A saúde mental é uma das grandes fronteiras do capital neste século 21. Mas isso não quer dizer que todos os profissionais da área sejam picaretas, como pode pensar os apressados de plantão.
Isso significa que, do ponto de vista de quem faz uso de profissionais de saúde mental, você, enquanto usuário —e pode ser aqui uma pessoa física ou uma instituição—, começa a duvidar quando esse profissional diz que é preciso "investir" em saúde mental. Porque não sabe se ele está pensando cientificamente ou financeiramente, a partir do ponto de vista de um fornecedor —ele— do mercado de bens e serviços em saúde mental. Difícil?
Sim, difícil, bem mais difícil do que pensa nossa vã filosofia. Sim, hoje há um mercado de bens e serviços em saúde mental. Ele inclui profissionais como psicólogos, psiquiatras, psicopedagogos e instituições e empresas organizadas por esses profissionais para oferecer tratamentos e formação de mais profissionais em escolas, clínicas —enfim, bens e serviços gerais do mercado de saúde mental.

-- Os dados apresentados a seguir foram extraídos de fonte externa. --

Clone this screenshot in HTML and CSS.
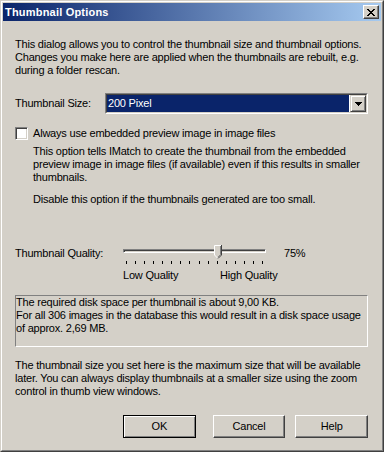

E, é claro, quando o assunto é um mercado, falamos também em marketing disso tudo. Logo, há ainda profissionais de marketing, publicidade, mídia, redes sociais, escrita, jornalismo. Todos eles podem ser "players" nesse mercado de saúde mental.

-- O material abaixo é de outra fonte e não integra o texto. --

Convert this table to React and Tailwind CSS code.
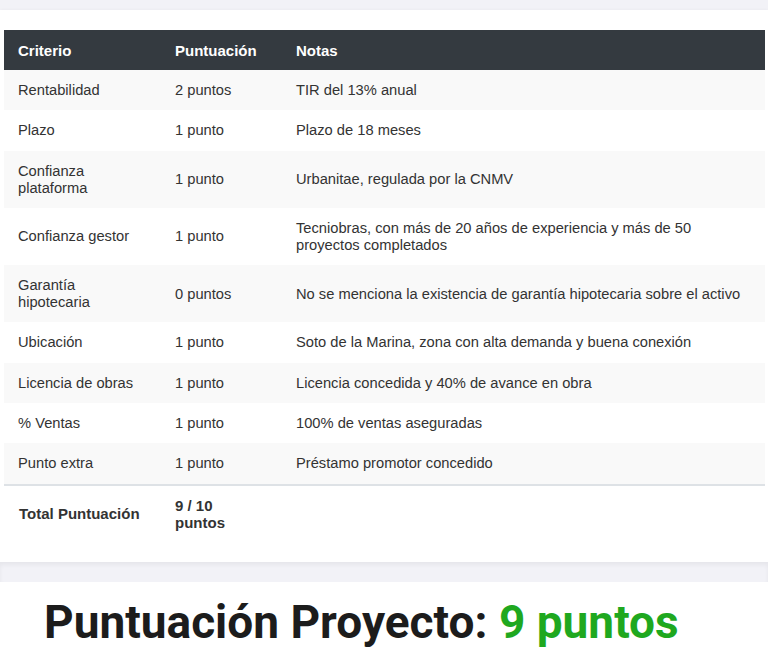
import React from 'react';

const rows = [
  { c: 'Rentabilidad', p: '2 puntos', n: 'TIR del 13% anual' },
  { c: 'Plazo', p: '1 punto', n: 'Plazo de 18 meses' },
  { c: 'Confianza plataforma', p: '1 punto', n: 'Urbanitae, regulada por la CNMV' },
  { c: 'Confianza gestor', p: '1 punto', n: 'Tecniobras, con más de 20 años de experiencia y más de 50 proyectos completados' },
  { c: 'Garantía hipotecaria', p: '0 puntos', n: 'No se menciona la existencia de garantía hipotecaria sobre el activo' },
  { c: 'Ubicación', p: '1 punto', n: 'Soto de la Marina, zona con alta demanda y buena conexión' },
  { c: 'Licencia de obras', p: '1 punto', n: 'Licencia concedida y 40% de avance en obra' },
  { c: '% Ventas', p: '1 punto', n: '100% de ventas aseguradas' },
  { c: 'Punto extra', p: '1 punto', n: 'Préstamo promotor concedido' },
];

const App = () => {
  return (
    <div className="min-h-screen bg-white" style={{ fontFamily: '"Liberation Sans", Arial, sans-serif' }}>
      <div className="h-[10px] bg-[#f2f2f7]" />
      <div className="bg-white pt-[20px] pb-[20px] pl-[4px] pr-[3px] shadow-[0_1px_4px_rgba(0,0,0,0.08)]">
        <table className="w-full border-collapse text-[14.7px] leading-[17px] text-[#333]">
          <thead>
            <tr className="bg-[#343a40] text-white font-bold text-left text-[15px]">
              <th className="w-[157px] pl-[14px] pr-2 py-[11.5px]">Criterio</th>
              <th className="w-[121px] pl-[14px] pr-2 py-[11.5px]">Puntuación</th>
              <th className="pl-[14px] pr-2 py-[11.5px]">Notas</th>
            </tr>
          </thead>
          <tbody>
            {rows.map((r, i) => (
              <tr key={r.c} className={i % 2 === 0 ? 'bg-[#f9f9f9]' : 'bg-white'}>
                <td className="pl-[14px] pr-6 pt-[12px] pb-[11.3px] align-middle">{r.c}</td>
                <td className="pl-[14px] pr-2 pt-[12px] pb-[11.3px] align-middle">{r.p}</td>
                <td className="pl-[14px] pr-[14px] pt-[12px] pb-[11.3px] align-middle">{r.n}</td>
              </tr>
            ))}
            <tr className="border-t-2 border-[#dee2e6] font-bold text-[15px]">
              <td className="pl-[15px] pr-2 py-[11px] align-middle">Total Puntuación</td>
              <td className="pl-[14px] pr-6 py-[11px] align-middle">9 / 10 puntos</td>
              <td className="py-[11px]" />
            </tr>
          </tbody>
        </table>
      </div>
      <div className="h-[20px] bg-[#f2f2f7] shadow-[inset_0_3px_4px_rgba(0,0,0,0.05)]" />
      <h1 className="pl-[44px] pt-[13px] text-[46px] leading-[54px] font-bold text-[#1c1c1c]" style={{ fontFamily: 'Roboto, "Noto Sans", sans-serif' }}>
        Puntuación Proyecto: <span className="text-[#1fa81f]">9 puntos</span>
      </h1>
    </div>
  );
};

export default App;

Inclui também diagnósticos de todos os tipos que assolam as escolas e as famílias nos tempos contemporâneos. E, não esqueçamos, agrega ainda a gigantesca indústria farmacêutica e seus remédios.
Aqui vale um parêntese. Não se trata de sair xingando a indústria farmacêutica. Lembre que ela nos deu vacinas e longevidade em geral. Trata-se de entender, antes de tudo, que ciência não é um lugar cheio de monges-cientistas que trabalham porque são pessoas especialmente voltadas ao bem do mundo, mas que a ciência é a indústria farmacêutica —as universidades só decolam de fato quando têm apoio do capital desse setor, na imensa maioria dos casos.

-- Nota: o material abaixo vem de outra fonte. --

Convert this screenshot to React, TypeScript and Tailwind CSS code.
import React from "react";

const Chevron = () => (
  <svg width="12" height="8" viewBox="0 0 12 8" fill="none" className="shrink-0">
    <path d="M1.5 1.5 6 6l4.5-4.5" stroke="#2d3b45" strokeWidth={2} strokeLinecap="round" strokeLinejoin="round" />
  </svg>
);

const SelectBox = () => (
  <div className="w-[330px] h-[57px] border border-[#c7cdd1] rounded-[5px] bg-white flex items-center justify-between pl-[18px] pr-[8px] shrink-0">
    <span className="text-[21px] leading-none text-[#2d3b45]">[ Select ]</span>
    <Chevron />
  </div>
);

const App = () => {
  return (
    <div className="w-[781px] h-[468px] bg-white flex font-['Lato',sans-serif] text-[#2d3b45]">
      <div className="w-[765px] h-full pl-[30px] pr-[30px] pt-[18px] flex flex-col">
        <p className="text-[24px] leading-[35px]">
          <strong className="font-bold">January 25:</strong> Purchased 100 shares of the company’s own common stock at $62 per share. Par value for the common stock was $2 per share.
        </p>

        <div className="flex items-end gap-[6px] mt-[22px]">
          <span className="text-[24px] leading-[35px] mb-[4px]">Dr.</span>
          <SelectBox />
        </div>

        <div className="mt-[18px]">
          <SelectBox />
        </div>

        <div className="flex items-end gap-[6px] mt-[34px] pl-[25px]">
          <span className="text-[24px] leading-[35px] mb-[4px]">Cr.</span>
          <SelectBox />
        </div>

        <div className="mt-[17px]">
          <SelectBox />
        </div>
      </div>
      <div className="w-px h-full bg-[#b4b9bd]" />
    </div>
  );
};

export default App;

A ilustração de Ricardo Cammarota foi executada em técnica manual, com guache em pincel com cores creme de fundo, traços pretos e aplicações de vermelho e rosa. Acabamento estilizado, traços tortuosos. A imagem, na horizontal, mostra três esteiras de produção industrial bem estilizada com rodinhas e com diversas cabeças diferentes (visão horizontal), quase parecendo máscaras, caricaturas ou personagens (estilização também simples), sendo que algumas cabeças tem o formato de comprimidos.
A ciência sempre foi vocacionada a ser uma indústria porque custa caro. Dito isso, voltemos ao tema: a saúde mental como fronteira do capital.
Cada vez mais haverá jovens medicados, alunos diagnosticados, pais desesperados —aliás, este é um dos motivos latentes para a decisão dos jovens de não terem mais filhos— e seguros de saúde cada vez mais caros. Enfim, uma enorme rede que reúne inúmeros "players" do mercado de saúde mental.
Aliás, uma das formas de você identificar quando um segmento da sociedade se transformou numa fronteira do capital é quando ele começa a gerar demandas de bens e serviços crescentes e acumulados, como é o caso em questão hoje.
As escolas, hoje imobilizadas entre alunos, professores, pais pagadores de mensalidades e a emergente judicialização das relações entre colégios e esses pais, terão que investir dinheiro na formação específica de corpos docentes, já que elas, as escolas, foram alçadas à categoria de parceiras nos cuidados com a saúde mental —que hoje só piora— dos seus alunos matriculados.
A análise desse sintoma histórico e econômico deve ser também feita num plano que diferencie os vários "players" desse mercado emergente.
Do ponto de vista dos profissionais, os psiquiatras de sucesso, saídos das marcas acadêmicas públicas em medicina, tendem a ser o elo mais poderoso da cadeia.
Não é à toa que se tornou comum psiquiatras ignorarem tratamentos psicoterapêuticos em andamento e indicarem colegas seus aos pacientes, a fim de eliminar a concorrência mais frágil da cadeia, que são os psicólogos.
Na verdade, os psicólogos, em geral, são os "varejistas" desse mercado, recebendo pagamento por hora de trabalho. A psiquiatria é um elo importante nessa ciranda da indústria farmacêutica, já que detém o poderoso discurso médico em suas mãos e canetas.
Pais e escolas, ambos em pânico, cada vez mais infantilizados diante do poder do discurso médico e científico, adoram ver filhos e alunos medicados.
É sempre mais seguro ter o aval do médico. Se der pau, ele será importante para outro elo dessa cadeia: o advogado. Não há saída no horizonte. Só vai piorar a violência do capital no mundo da saúde mental.